* Problem description:
Restate the data word for word and leave the images out.

* Data lines:
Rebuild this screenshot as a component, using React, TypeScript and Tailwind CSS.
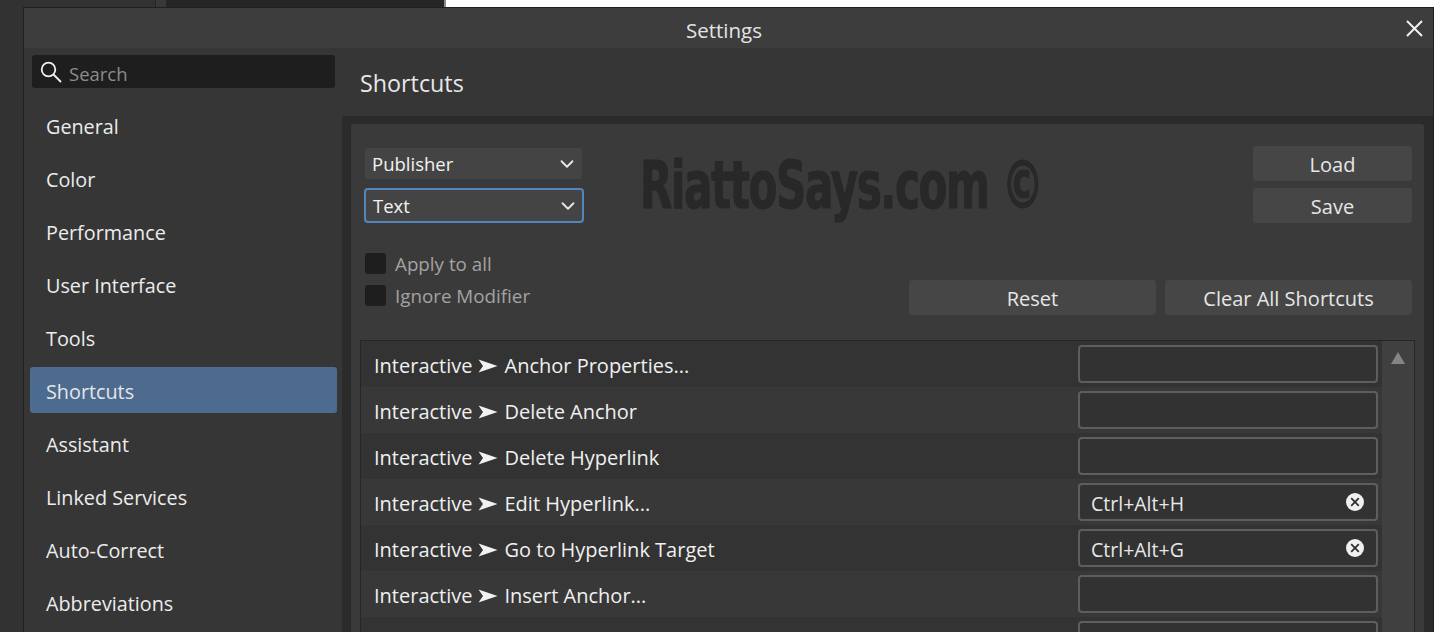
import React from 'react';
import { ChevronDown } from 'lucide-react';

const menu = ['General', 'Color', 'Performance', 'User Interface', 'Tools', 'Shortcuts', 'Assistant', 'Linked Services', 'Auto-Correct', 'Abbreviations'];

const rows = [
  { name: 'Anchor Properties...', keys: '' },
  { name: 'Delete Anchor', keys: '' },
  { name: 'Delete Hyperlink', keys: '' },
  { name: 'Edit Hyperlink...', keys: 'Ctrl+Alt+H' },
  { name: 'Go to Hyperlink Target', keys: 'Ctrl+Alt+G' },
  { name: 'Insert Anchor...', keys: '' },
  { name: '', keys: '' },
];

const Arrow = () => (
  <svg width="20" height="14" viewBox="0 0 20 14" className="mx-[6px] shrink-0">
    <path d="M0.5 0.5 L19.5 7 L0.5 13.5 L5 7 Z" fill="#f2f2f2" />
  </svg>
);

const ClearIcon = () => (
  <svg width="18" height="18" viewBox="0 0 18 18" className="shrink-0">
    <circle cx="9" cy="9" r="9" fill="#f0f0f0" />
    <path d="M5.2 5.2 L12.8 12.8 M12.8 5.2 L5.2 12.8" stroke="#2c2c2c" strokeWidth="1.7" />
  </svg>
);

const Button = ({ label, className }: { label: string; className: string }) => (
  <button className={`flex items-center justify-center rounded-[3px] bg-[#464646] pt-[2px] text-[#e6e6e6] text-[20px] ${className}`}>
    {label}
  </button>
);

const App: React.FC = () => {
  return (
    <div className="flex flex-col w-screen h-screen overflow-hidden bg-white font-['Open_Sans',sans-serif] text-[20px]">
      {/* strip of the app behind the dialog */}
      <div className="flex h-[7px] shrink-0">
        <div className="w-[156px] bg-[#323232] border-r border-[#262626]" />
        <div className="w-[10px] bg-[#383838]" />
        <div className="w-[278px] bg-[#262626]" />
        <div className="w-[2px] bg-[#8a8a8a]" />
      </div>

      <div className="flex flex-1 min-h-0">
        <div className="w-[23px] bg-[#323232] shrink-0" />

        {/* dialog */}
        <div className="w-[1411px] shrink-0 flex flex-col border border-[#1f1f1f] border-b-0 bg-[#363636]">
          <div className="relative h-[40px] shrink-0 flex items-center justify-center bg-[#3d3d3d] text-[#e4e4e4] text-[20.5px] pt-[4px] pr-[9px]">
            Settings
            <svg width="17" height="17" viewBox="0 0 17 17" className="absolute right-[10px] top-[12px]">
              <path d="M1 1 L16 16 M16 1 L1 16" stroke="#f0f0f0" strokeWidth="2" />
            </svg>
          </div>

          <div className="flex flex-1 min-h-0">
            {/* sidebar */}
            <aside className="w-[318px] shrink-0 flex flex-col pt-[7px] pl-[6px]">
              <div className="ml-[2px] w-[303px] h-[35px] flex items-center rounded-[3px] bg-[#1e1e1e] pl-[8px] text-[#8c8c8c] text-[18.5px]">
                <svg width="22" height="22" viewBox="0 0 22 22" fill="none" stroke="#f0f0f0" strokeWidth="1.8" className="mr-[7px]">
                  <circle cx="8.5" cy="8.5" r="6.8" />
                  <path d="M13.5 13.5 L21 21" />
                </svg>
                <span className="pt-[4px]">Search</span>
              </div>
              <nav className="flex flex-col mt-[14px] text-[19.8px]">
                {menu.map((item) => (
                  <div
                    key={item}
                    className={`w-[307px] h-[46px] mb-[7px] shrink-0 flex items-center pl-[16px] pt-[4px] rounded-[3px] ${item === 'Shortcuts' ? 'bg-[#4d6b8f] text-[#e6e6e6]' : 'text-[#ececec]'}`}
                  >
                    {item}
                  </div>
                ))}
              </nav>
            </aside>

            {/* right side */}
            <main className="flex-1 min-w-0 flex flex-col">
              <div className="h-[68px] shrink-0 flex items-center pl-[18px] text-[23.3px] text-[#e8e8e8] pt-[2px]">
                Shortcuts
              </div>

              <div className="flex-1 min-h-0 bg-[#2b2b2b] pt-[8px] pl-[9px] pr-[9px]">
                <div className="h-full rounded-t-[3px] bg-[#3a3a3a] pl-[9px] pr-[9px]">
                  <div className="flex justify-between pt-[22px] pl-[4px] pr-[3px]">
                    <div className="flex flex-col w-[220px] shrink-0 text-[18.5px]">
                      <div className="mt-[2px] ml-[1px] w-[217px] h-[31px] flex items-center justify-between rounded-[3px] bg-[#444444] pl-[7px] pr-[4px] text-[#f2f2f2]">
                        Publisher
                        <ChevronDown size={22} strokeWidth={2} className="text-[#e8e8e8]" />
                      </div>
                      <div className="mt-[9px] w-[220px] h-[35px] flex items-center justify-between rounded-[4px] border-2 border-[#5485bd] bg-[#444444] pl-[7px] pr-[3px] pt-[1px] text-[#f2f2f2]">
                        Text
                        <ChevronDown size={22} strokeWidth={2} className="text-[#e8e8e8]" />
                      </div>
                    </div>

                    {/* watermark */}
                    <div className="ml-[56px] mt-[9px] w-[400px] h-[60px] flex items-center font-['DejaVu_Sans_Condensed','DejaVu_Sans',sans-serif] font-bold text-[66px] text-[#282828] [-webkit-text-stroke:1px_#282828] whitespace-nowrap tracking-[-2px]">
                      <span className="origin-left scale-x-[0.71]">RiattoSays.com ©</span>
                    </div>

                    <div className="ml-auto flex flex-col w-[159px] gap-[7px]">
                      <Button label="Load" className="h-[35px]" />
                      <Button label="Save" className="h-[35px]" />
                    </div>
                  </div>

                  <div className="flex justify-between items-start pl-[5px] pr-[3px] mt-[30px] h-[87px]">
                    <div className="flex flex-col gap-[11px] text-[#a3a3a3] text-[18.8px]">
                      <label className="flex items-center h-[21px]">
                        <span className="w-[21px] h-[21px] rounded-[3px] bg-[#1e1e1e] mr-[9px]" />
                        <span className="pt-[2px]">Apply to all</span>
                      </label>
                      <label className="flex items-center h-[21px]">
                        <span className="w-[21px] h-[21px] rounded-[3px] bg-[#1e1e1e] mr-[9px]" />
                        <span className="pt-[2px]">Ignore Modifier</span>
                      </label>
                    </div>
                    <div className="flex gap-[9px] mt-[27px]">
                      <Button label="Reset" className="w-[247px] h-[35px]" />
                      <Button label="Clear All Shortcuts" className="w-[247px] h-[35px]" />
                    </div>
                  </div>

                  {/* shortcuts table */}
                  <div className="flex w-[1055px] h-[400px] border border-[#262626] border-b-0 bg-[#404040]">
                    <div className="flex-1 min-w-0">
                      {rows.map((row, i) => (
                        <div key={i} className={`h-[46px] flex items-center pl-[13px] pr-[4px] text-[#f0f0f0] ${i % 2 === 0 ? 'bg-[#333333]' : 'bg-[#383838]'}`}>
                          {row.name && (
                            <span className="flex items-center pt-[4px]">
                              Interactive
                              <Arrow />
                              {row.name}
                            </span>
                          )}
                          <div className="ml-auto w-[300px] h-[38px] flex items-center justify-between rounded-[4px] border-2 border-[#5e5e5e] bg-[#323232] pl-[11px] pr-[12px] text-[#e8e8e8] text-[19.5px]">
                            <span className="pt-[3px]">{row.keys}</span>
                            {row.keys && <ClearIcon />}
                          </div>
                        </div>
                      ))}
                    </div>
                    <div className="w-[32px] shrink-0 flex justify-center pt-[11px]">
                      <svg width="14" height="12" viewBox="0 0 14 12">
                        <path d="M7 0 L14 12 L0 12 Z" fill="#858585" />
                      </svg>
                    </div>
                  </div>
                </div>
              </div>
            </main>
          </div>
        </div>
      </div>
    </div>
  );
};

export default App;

* Solution to this problem:
Rebuild this screenshot as a component, using React, TypeScript and Tailwind CSS.
import React from 'react';
import { ChevronDown } from 'lucide-react';

const menu = ['General', 'Color', 'Performance', 'User Interface', 'Tools', 'Shortcuts', 'Assistant', 'Linked Services', 'Auto-Correct', 'Abbreviations'];

const rows = [
  { name: 'Anchor Properties...', keys: '' },
  { name: 'Delete Anchor', keys: '' },
  { name: 'Delete Hyperlink', keys: '' },
  { name: 'Edit Hyperlink...', keys: 'Ctrl+Alt+H' },
  { name: 'Go to Hyperlink Target', keys: 'Ctrl+Alt+G' },
  { name: 'Insert Anchor...', keys: '' },
  { name: '', keys: '' },
];

const Arrow = () => (
  <svg width="20" height="14" viewBox="0 0 20 14" className="mx-[6px] shrink-0">
    <path d="M0.5 0.5 L19.5 7 L0.5 13.5 L5 7 Z" fill="#f2f2f2" />
  </svg>
);

const ClearIcon = () => (
  <svg width="18" height="18" viewBox="0 0 18 18" className="shrink-0">
    <circle cx="9" cy="9" r="9" fill="#f0f0f0" />
    <path d="M5.2 5.2 L12.8 12.8 M12.8 5.2 L5.2 12.8" stroke="#2c2c2c" strokeWidth="1.7" />
  </svg>
);

const Button = ({ label, className }: { label: string; className: string }) => (
  <button className={`flex items-center justify-center rounded-[3px] bg-[#464646] pt-[2px] text-[#e6e6e6] text-[20px] ${className}`}>
    {label}
  </button>
);

const App: React.FC = () => {
  return (
    <div className="flex flex-col w-screen h-screen overflow-hidden bg-white font-['Open_Sans',sans-serif] text-[20px]">
      {/* strip of the app behind the dialog */}
      <div className="flex h-[7px] shrink-0">
        <div className="w-[156px] bg-[#323232] border-r border-[#262626]" />
        <div className="w-[10px] bg-[#383838]" />
        <div className="w-[278px] bg-[#262626]" />
        <div className="w-[2px] bg-[#8a8a8a]" />
      </div>

      <div className="flex flex-1 min-h-0">
        <div className="w-[23px] bg-[#323232] shrink-0" />

        {/* dialog */}
        <div className="w-[1411px] shrink-0 flex flex-col border border-[#1f1f1f] border-b-0 bg-[#363636]">
          <div className="relative h-[40px] shrink-0 flex items-center justify-center bg-[#3d3d3d] text-[#e4e4e4] text-[20.5px] pt-[4px] pr-[9px]">
            Settings
            <svg width="17" height="17" viewBox="0 0 17 17" className="absolute right-[10px] top-[12px]">
              <path d="M1 1 L16 16 M16 1 L1 16" stroke="#f0f0f0" strokeWidth="2" />
            </svg>
          </div>

          <div className="flex flex-1 min-h-0">
            {/* sidebar */}
            <aside className="w-[318px] shrink-0 flex flex-col pt-[7px] pl-[6px]">
              <div className="ml-[2px] w-[303px] h-[35px] flex items-center rounded-[3px] bg-[#1e1e1e] pl-[8px] text-[#8c8c8c] text-[18.5px]">
                <svg width="22" height="22" viewBox="0 0 22 22" fill="none" stroke="#f0f0f0" strokeWidth="1.8" className="mr-[7px]">
                  <circle cx="8.5" cy="8.5" r="6.8" />
                  <path d="M13.5 13.5 L21 21" />
                </svg>
                <span className="pt-[4px]">Search</span>
              </div>
              <nav className="flex flex-col mt-[14px] text-[19.8px]">
                {menu.map((item) => (
                  <div
                    key={item}
                    className={`w-[307px] h-[46px] mb-[7px] shrink-0 flex items-center pl-[16px] pt-[4px] rounded-[3px] ${item === 'Shortcuts' ? 'bg-[#4d6b8f] text-[#e6e6e6]' : 'text-[#ececec]'}`}
                  >
                    {item}
                  </div>
                ))}
              </nav>
            </aside>

            {/* right side */}
            <main className="flex-1 min-w-0 flex flex-col">
              <div className="h-[68px] shrink-0 flex items-center pl-[18px] text-[23.3px] text-[#e8e8e8] pt-[2px]">
                Shortcuts
              </div>

              <div className="flex-1 min-h-0 bg-[#2b2b2b] pt-[8px] pl-[9px] pr-[9px]">
                <div className="h-full rounded-t-[3px] bg-[#3a3a3a] pl-[9px] pr-[9px]">
                  <div className="flex justify-between pt-[22px] pl-[4px] pr-[3px]">
                    <div className="flex flex-col w-[220px] shrink-0 text-[18.5px]">
                      <div className="mt-[2px] ml-[1px] w-[217px] h-[31px] flex items-center justify-between rounded-[3px] bg-[#444444] pl-[7px] pr-[4px] text-[#f2f2f2]">
                        Publisher
                        <ChevronDown size={22} strokeWidth={2} className="text-[#e8e8e8]" />
                      </div>
                      <div className="mt-[9px] w-[220px] h-[35px] flex items-center justify-between rounded-[4px] border-2 border-[#5485bd] bg-[#444444] pl-[7px] pr-[3px] pt-[1px] text-[#f2f2f2]">
                        Text
                        <ChevronDown size={22} strokeWidth={2} className="text-[#e8e8e8]" />
                      </div>
                    </div>

                    {/* watermark */}
                    <div className="ml-[56px] mt-[9px] w-[400px] h-[60px] flex items-center font-['DejaVu_Sans_Condensed','DejaVu_Sans',sans-serif] font-bold text-[66px] text-[#282828] [-webkit-text-stroke:1px_#282828] whitespace-nowrap tracking-[-2px]">
                      <span className="origin-left scale-x-[0.71]">RiattoSays.com ©</span>
                    </div>

                    <div className="ml-auto flex flex-col w-[159px] gap-[7px]">
                      <Button label="Load" className="h-[35px]" />
                      <Button label="Save" className="h-[35px]" />
                    </div>
                  </div>

                  <div className="flex justify-between items-start pl-[5px] pr-[3px] mt-[30px] h-[87px]">
                    <div className="flex flex-col gap-[11px] text-[#a3a3a3] text-[18.8px]">
                      <label className="flex items-center h-[21px]">
                        <span className="w-[21px] h-[21px] rounded-[3px] bg-[#1e1e1e] mr-[9px]" />
                        <span className="pt-[2px]">Apply to all</span>
                      </label>
                      <label className="flex items-center h-[21px]">
                        <span className="w-[21px] h-[21px] rounded-[3px] bg-[#1e1e1e] mr-[9px]" />
                        <span className="pt-[2px]">Ignore Modifier</span>
                      </label>
                    </div>
                    <div className="flex gap-[9px] mt-[27px]">
                      <Button label="Reset" className="w-[247px] h-[35px]" />
                      <Button label="Clear All Shortcuts" className="w-[247px] h-[35px]" />
                    </div>
                  </div>

                  {/* shortcuts table */}
                  <div className="flex w-[1055px] h-[400px] border border-[#262626] border-b-0 bg-[#404040]">
                    <div className="flex-1 min-w-0">
                      {rows.map((row, i) => (
                        <div key={i} className={`h-[46px] flex items-center pl-[13px] pr-[4px] text-[#f0f0f0] ${i % 2 === 0 ? 'bg-[#333333]' : 'bg-[#383838]'}`}>
                          {row.name && (
                            <span className="flex items-center pt-[4px]">
                              Interactive
                              <Arrow />
                              {row.name}
                            </span>
                          )}
                          <div className="ml-auto w-[300px] h-[38px] flex items-center justify-between rounded-[4px] border-2 border-[#5e5e5e] bg-[#323232] pl-[11px] pr-[12px] text-[#e8e8e8] text-[19.5px]">
                            <span className="pt-[3px]">{row.keys}</span>
                            {row.keys && <ClearIcon />}
                          </div>
                        </div>
                      ))}
                    </div>
                    <div className="w-[32px] shrink-0 flex justify-center pt-[11px]">
                      <svg width="14" height="12" viewBox="0 0 14 12">
                        <path d="M7 0 L14 12 L0 12 Z" fill="#858585" />
                      </svg>
                    </div>
                  </div>
                </div>
              </div>
            </main>
          </div>
        </div>
      </div>
    </div>
  );
};

export default App;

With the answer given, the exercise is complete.